* start Stored data *
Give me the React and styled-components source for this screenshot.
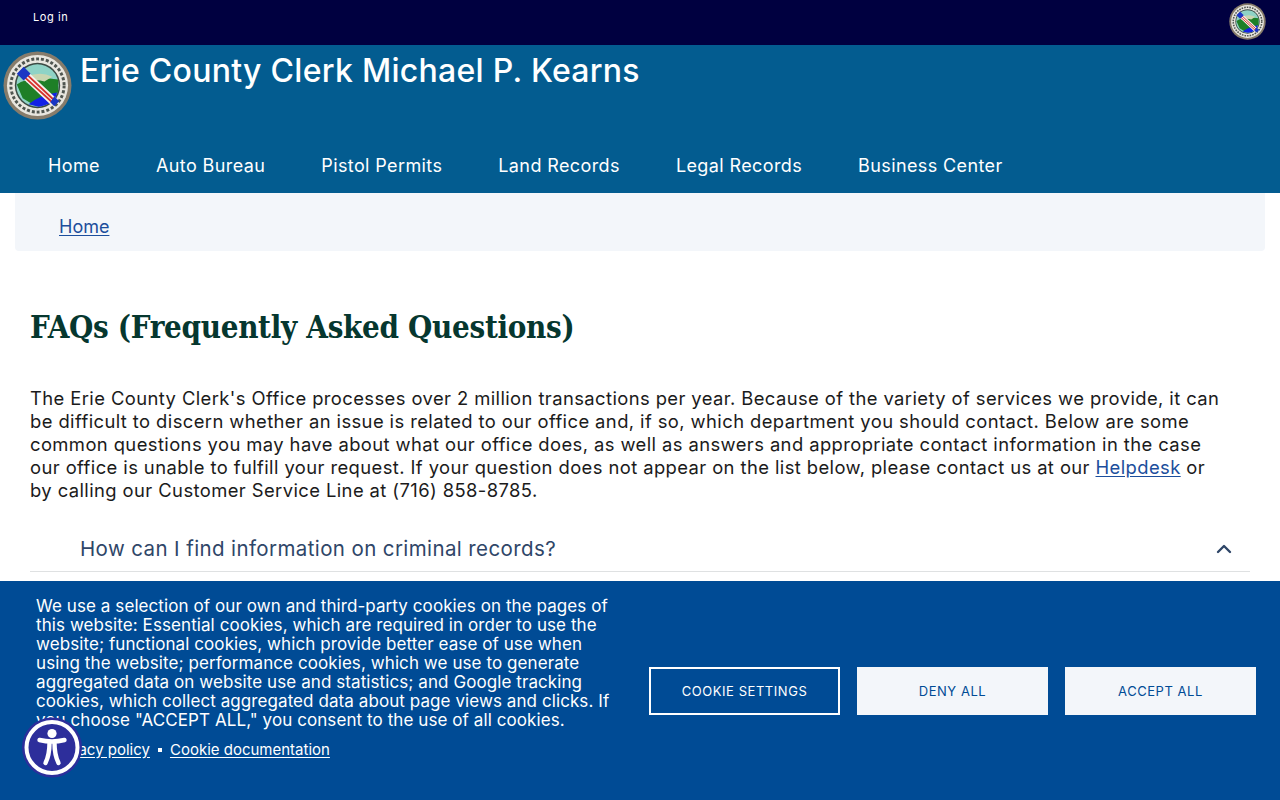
* end Stored data *
* start Stored data *
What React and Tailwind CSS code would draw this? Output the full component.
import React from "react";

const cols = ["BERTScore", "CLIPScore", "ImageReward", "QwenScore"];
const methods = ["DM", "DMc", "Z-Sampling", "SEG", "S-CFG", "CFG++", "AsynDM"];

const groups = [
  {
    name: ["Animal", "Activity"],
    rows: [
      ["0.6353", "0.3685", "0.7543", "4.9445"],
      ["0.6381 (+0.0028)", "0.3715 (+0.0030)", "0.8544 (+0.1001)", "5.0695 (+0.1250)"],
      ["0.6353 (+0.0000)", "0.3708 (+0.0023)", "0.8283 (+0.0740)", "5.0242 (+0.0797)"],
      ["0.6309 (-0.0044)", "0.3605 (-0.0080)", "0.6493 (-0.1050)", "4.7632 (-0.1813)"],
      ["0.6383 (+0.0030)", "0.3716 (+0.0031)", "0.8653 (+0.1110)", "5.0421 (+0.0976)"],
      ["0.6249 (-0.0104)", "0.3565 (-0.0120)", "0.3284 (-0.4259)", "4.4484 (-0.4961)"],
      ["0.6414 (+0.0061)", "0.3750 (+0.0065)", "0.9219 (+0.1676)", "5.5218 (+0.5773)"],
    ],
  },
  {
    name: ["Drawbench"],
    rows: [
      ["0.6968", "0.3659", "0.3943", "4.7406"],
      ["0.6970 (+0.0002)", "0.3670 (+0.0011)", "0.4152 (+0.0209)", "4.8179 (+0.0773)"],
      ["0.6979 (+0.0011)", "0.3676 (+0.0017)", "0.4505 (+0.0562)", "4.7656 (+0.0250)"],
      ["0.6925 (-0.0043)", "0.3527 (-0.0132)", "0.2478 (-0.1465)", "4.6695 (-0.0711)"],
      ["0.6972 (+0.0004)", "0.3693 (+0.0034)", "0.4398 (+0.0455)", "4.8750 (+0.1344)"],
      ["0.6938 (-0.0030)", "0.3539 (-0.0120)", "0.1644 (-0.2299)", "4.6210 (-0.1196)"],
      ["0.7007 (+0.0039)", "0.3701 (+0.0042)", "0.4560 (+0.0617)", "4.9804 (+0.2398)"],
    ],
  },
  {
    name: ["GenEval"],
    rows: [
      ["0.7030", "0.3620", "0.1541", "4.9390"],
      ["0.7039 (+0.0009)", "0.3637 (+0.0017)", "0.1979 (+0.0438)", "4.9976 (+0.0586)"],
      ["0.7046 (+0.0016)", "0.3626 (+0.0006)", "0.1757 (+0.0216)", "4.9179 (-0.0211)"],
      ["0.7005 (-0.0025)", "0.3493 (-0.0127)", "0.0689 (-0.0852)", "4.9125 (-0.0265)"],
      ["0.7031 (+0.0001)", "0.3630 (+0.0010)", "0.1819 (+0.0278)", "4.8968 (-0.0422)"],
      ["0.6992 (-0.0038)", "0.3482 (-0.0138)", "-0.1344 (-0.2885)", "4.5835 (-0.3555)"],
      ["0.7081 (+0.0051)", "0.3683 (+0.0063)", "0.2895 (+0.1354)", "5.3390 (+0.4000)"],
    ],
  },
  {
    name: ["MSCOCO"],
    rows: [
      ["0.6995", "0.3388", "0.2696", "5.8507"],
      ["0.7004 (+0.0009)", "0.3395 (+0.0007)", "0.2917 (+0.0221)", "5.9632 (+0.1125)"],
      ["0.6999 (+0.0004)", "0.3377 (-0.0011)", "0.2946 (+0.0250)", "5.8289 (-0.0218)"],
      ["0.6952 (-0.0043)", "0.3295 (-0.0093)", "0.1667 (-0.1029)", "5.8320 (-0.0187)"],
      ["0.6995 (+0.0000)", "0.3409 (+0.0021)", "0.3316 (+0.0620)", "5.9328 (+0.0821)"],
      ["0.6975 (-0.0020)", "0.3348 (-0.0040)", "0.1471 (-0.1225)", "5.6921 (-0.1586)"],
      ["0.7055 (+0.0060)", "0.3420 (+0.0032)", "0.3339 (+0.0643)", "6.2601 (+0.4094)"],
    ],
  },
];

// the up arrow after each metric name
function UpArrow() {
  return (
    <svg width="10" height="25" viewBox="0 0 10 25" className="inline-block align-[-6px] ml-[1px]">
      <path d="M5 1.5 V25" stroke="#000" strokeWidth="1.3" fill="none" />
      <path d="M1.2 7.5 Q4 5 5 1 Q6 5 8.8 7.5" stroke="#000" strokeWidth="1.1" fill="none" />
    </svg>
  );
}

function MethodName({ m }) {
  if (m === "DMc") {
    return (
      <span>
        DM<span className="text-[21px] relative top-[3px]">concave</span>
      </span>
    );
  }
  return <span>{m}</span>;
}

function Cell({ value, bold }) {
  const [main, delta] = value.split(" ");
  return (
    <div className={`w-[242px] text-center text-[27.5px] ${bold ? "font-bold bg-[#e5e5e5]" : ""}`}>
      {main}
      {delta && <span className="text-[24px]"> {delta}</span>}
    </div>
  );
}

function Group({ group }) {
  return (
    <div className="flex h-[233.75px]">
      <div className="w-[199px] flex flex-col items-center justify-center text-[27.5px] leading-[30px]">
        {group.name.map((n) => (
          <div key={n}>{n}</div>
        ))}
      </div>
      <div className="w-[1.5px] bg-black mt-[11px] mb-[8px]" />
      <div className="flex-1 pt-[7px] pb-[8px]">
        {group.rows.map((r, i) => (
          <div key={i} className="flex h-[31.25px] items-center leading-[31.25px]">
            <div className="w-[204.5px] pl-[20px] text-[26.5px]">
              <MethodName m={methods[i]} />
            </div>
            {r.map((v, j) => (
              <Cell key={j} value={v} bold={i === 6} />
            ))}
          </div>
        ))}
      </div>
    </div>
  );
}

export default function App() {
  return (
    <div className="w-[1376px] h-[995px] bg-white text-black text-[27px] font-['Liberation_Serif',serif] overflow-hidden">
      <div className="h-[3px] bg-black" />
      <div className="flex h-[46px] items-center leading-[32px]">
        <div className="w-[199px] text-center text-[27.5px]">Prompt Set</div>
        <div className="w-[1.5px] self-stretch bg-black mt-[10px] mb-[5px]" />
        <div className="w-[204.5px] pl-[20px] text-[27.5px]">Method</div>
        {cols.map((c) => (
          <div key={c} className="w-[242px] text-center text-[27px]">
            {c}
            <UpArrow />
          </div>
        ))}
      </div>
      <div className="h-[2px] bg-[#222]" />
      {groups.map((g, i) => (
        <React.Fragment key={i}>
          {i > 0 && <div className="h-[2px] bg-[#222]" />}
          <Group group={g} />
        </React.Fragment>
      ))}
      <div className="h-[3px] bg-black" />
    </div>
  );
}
* end Stored data *
**Written task:** Report how many lines of the records above contain the word "React", giving only the number.

**Solved exercise:** 5